** Begin ENTRIES SHOWN **

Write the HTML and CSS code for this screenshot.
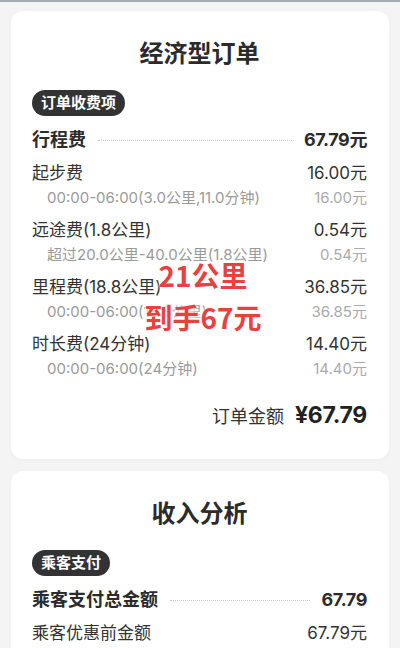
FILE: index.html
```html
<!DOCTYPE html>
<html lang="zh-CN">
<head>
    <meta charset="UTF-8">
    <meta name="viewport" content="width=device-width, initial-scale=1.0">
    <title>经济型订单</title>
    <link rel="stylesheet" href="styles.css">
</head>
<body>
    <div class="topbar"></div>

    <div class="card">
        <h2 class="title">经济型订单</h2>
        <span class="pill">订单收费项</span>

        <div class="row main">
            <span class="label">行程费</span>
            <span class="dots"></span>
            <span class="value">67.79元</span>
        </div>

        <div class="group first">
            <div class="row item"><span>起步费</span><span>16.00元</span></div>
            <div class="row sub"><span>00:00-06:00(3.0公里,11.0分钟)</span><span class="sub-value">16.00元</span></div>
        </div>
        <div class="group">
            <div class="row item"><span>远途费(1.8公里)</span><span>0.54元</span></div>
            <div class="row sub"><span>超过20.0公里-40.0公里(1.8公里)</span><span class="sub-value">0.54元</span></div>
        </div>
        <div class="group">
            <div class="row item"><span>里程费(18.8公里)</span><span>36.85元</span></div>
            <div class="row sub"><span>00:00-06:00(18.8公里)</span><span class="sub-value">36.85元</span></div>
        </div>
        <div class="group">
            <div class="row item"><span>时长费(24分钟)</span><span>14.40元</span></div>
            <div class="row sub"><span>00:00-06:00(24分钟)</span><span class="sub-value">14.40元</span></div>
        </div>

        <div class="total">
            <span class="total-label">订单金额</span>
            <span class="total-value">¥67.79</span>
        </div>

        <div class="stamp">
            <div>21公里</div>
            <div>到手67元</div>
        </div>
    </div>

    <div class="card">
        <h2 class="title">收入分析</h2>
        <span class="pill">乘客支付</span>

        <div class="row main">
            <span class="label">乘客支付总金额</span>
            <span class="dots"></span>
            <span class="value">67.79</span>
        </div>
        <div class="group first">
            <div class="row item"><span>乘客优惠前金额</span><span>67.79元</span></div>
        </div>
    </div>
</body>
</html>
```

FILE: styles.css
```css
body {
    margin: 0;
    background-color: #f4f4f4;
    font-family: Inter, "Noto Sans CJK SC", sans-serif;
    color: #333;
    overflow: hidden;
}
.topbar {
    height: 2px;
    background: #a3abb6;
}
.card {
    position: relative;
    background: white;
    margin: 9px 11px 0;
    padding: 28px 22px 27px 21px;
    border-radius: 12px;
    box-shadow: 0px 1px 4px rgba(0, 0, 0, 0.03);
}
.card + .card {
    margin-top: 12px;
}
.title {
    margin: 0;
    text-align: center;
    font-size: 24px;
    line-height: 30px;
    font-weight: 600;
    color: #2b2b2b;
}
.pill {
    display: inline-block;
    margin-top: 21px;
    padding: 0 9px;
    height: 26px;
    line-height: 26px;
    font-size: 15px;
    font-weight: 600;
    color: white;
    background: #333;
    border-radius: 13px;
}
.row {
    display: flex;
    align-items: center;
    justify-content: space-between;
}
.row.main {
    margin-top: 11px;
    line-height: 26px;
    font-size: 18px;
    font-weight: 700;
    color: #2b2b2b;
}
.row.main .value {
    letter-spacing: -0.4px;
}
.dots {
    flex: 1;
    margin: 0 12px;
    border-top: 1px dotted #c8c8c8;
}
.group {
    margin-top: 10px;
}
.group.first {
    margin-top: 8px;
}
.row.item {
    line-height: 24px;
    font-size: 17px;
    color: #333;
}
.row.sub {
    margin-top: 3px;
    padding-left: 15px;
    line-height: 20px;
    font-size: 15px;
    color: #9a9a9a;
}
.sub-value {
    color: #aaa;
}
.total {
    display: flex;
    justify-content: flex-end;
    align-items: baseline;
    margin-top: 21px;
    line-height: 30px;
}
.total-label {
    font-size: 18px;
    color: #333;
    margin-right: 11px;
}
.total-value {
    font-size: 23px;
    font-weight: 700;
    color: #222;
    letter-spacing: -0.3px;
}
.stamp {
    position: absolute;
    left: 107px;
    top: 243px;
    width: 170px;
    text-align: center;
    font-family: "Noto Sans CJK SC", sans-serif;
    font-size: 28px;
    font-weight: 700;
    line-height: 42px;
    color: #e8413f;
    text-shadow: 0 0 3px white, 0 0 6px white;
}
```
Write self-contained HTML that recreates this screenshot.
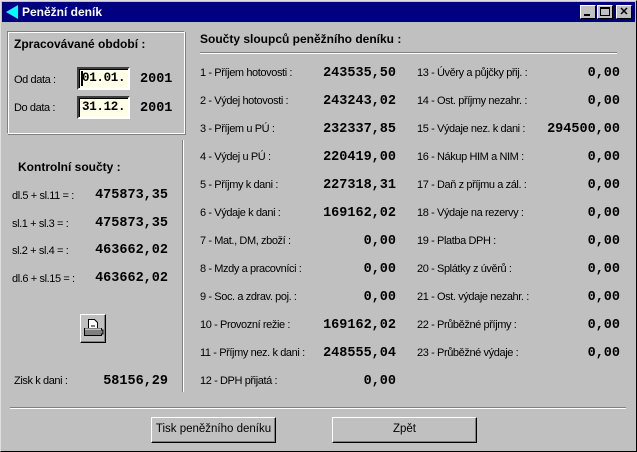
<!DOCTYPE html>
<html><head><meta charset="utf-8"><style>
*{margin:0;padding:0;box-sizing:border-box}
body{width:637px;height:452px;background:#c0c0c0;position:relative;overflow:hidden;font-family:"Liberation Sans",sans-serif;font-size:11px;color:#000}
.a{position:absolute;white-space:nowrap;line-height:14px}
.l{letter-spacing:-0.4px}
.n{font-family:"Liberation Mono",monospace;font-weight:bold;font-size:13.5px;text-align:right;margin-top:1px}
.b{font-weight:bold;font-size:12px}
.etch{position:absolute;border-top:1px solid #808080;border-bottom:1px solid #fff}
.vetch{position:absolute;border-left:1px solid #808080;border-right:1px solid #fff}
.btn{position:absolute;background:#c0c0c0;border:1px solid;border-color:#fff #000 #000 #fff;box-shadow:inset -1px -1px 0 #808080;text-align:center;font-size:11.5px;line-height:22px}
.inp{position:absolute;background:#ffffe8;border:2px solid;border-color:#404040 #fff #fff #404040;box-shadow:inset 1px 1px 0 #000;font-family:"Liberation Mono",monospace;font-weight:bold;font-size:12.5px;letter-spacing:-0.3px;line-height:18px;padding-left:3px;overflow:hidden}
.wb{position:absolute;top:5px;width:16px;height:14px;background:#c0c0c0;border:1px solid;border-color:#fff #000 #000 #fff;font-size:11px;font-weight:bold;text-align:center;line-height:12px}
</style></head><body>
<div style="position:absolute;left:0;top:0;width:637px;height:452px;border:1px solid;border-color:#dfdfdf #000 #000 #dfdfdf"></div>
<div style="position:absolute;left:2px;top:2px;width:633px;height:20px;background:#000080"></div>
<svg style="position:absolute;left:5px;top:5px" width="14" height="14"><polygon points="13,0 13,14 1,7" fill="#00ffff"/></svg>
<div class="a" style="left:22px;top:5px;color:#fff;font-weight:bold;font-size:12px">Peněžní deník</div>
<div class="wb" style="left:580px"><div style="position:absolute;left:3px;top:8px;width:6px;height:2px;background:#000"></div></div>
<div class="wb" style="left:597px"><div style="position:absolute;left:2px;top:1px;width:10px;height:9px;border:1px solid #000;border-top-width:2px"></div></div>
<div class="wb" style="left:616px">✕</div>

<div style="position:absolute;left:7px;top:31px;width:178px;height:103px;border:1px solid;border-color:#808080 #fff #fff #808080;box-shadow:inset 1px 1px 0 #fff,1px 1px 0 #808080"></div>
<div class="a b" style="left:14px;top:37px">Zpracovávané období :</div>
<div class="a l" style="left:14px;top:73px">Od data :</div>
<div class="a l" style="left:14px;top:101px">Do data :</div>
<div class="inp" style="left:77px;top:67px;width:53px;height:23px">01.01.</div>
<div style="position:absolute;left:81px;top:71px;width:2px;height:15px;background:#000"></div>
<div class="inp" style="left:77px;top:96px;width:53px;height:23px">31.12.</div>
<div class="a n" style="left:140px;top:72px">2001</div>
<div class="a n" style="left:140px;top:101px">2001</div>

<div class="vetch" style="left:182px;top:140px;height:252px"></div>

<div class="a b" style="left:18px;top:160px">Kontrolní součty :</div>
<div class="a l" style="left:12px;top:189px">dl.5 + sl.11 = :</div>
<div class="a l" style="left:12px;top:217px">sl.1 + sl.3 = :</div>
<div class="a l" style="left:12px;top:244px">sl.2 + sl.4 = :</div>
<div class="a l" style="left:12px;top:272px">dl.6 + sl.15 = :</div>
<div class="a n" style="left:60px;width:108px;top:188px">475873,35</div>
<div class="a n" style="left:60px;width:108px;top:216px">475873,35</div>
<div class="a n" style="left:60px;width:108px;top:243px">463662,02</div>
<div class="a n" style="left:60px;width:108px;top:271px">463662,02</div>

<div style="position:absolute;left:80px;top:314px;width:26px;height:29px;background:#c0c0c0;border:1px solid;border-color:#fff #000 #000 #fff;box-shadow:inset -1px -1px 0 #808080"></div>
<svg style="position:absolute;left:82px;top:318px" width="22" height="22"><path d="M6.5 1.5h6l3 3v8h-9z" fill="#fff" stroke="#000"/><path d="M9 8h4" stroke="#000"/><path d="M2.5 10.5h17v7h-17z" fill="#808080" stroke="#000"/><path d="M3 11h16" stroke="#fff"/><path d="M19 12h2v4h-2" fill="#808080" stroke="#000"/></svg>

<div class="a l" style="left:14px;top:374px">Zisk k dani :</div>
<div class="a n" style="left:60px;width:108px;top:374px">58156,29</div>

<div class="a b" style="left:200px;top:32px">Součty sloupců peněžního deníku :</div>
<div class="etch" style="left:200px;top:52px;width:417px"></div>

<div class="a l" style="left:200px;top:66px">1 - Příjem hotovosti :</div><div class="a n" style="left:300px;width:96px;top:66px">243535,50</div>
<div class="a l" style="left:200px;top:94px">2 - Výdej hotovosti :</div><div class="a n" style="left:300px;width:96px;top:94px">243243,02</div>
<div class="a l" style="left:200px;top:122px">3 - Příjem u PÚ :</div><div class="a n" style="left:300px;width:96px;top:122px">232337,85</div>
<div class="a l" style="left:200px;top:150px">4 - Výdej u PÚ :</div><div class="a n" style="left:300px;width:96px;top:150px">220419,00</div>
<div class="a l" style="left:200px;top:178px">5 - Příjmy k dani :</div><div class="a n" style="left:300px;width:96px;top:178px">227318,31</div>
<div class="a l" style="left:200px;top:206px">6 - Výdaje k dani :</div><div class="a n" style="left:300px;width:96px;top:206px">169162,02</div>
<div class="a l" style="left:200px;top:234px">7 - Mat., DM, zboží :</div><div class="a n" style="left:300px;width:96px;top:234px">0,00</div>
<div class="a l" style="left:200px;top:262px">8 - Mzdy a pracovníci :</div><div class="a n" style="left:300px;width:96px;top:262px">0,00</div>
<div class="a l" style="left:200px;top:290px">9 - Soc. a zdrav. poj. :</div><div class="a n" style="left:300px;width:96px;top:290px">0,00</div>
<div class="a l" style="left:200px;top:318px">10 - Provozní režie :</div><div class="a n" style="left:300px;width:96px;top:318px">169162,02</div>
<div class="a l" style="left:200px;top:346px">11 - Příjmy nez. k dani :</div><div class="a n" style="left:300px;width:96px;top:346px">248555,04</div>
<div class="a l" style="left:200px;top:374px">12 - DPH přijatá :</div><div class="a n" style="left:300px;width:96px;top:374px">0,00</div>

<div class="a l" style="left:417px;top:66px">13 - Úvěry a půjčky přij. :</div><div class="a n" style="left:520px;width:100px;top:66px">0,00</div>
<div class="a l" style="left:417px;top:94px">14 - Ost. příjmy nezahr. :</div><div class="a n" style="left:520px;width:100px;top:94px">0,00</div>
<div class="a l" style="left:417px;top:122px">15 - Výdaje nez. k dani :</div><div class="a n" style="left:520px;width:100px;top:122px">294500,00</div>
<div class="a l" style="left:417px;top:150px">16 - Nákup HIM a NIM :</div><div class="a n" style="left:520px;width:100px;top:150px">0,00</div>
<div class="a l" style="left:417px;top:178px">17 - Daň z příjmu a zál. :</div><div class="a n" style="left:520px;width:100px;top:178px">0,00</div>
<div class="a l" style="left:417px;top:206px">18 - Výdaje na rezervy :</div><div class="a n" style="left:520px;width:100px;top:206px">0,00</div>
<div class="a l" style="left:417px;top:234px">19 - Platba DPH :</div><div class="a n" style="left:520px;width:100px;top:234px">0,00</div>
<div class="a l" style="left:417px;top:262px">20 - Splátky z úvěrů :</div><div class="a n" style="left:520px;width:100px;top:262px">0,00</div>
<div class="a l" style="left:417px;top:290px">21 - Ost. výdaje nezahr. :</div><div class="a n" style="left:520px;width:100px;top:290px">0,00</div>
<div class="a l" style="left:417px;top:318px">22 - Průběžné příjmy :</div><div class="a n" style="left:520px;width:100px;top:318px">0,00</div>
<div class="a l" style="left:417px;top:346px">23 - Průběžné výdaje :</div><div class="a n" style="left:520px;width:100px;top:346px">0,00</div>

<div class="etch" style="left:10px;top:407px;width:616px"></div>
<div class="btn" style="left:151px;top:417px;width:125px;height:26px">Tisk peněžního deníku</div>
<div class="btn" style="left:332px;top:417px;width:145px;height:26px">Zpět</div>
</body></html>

** End ENTRIES SHOWN **

__PROBLEM DESCRIPTION__. In the listing, find each line with the string "screenshot" and copy it.

__RESPONSE__.
Write the HTML and CSS code for this screenshot.
Write self-contained HTML that recreates this screenshot.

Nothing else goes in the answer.